#### Material:
•••
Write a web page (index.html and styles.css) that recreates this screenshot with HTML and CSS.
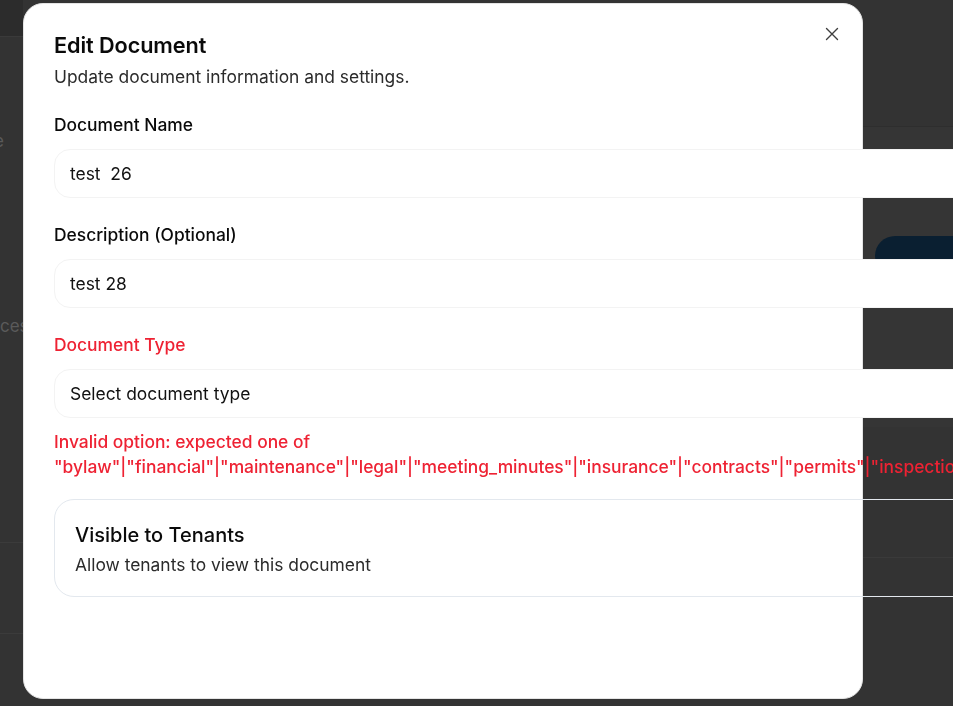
•••
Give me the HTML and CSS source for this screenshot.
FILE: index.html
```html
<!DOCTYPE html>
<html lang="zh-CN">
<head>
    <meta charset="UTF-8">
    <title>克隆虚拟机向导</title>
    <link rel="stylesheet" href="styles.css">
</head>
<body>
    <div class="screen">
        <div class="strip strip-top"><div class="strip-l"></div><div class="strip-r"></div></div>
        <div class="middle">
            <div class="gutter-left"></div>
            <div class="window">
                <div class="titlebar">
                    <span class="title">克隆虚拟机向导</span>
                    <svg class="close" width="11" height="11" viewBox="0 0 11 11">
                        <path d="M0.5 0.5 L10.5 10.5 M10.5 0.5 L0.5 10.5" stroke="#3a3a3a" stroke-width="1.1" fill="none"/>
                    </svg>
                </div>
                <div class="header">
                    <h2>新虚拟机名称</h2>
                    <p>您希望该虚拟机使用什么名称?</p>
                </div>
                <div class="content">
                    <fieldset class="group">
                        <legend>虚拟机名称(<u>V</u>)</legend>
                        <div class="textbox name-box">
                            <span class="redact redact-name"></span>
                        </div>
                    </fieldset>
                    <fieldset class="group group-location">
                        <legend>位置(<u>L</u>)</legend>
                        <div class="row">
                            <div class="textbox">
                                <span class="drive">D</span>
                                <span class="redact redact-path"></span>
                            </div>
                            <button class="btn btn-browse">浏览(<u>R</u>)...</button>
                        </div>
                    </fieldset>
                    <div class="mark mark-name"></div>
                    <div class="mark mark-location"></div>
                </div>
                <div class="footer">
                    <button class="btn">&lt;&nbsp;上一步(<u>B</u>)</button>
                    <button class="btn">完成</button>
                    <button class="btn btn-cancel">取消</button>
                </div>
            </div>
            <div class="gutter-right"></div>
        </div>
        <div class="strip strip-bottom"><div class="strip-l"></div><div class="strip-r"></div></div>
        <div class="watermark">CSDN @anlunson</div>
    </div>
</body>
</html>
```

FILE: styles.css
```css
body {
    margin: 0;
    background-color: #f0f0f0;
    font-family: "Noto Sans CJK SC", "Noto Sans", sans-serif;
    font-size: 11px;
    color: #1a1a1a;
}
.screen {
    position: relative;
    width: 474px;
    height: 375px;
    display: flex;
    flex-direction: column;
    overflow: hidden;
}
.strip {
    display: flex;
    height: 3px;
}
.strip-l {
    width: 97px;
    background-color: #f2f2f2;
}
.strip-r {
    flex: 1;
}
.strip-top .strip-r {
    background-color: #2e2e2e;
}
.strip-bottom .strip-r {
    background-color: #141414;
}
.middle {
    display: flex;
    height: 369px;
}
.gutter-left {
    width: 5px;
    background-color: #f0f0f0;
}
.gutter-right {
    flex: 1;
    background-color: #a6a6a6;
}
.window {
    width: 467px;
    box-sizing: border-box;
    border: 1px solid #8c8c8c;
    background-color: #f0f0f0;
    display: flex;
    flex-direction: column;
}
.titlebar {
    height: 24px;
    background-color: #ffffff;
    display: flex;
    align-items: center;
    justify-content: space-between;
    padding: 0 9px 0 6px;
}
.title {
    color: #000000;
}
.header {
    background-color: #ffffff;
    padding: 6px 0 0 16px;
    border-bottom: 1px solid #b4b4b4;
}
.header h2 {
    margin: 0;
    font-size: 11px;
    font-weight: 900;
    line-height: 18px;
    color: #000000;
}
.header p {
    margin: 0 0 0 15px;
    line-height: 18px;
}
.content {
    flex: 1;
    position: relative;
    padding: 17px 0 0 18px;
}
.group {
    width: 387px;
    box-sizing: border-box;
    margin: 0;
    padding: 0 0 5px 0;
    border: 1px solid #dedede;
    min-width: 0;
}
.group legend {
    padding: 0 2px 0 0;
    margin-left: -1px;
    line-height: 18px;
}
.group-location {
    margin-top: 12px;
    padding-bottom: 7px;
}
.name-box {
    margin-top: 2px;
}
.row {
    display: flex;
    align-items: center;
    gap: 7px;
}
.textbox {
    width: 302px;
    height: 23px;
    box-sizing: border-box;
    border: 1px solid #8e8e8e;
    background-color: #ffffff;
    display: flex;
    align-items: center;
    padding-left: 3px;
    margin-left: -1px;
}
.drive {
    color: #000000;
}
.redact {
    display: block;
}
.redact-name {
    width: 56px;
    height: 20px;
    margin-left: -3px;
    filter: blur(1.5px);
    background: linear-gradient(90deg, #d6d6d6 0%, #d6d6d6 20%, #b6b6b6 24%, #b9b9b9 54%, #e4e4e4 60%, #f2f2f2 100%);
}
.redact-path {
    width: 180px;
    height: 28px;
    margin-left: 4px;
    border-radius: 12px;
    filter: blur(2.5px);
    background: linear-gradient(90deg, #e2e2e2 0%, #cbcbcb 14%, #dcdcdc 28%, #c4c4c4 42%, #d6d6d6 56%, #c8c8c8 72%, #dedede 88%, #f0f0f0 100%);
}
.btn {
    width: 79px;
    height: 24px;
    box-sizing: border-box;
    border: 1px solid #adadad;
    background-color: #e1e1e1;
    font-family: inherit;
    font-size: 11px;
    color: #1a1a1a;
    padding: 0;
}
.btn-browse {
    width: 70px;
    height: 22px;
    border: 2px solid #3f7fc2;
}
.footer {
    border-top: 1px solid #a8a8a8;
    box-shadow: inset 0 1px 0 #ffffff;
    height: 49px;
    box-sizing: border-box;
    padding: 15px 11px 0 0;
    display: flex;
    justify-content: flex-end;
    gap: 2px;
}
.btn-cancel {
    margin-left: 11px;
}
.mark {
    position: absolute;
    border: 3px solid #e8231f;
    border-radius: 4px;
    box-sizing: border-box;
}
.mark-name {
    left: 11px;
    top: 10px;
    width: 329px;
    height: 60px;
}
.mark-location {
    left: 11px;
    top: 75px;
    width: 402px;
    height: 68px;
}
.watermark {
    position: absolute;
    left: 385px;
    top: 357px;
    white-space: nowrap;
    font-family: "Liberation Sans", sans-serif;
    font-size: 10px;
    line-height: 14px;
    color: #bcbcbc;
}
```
•••
#### Request:
Check every line for "screenshot" and show the ones that have it.

#### The reply:
Write a web page (index.html and styles.css) that recreates this screenshot with HTML and CSS.
Give me the HTML and CSS source for this screenshot.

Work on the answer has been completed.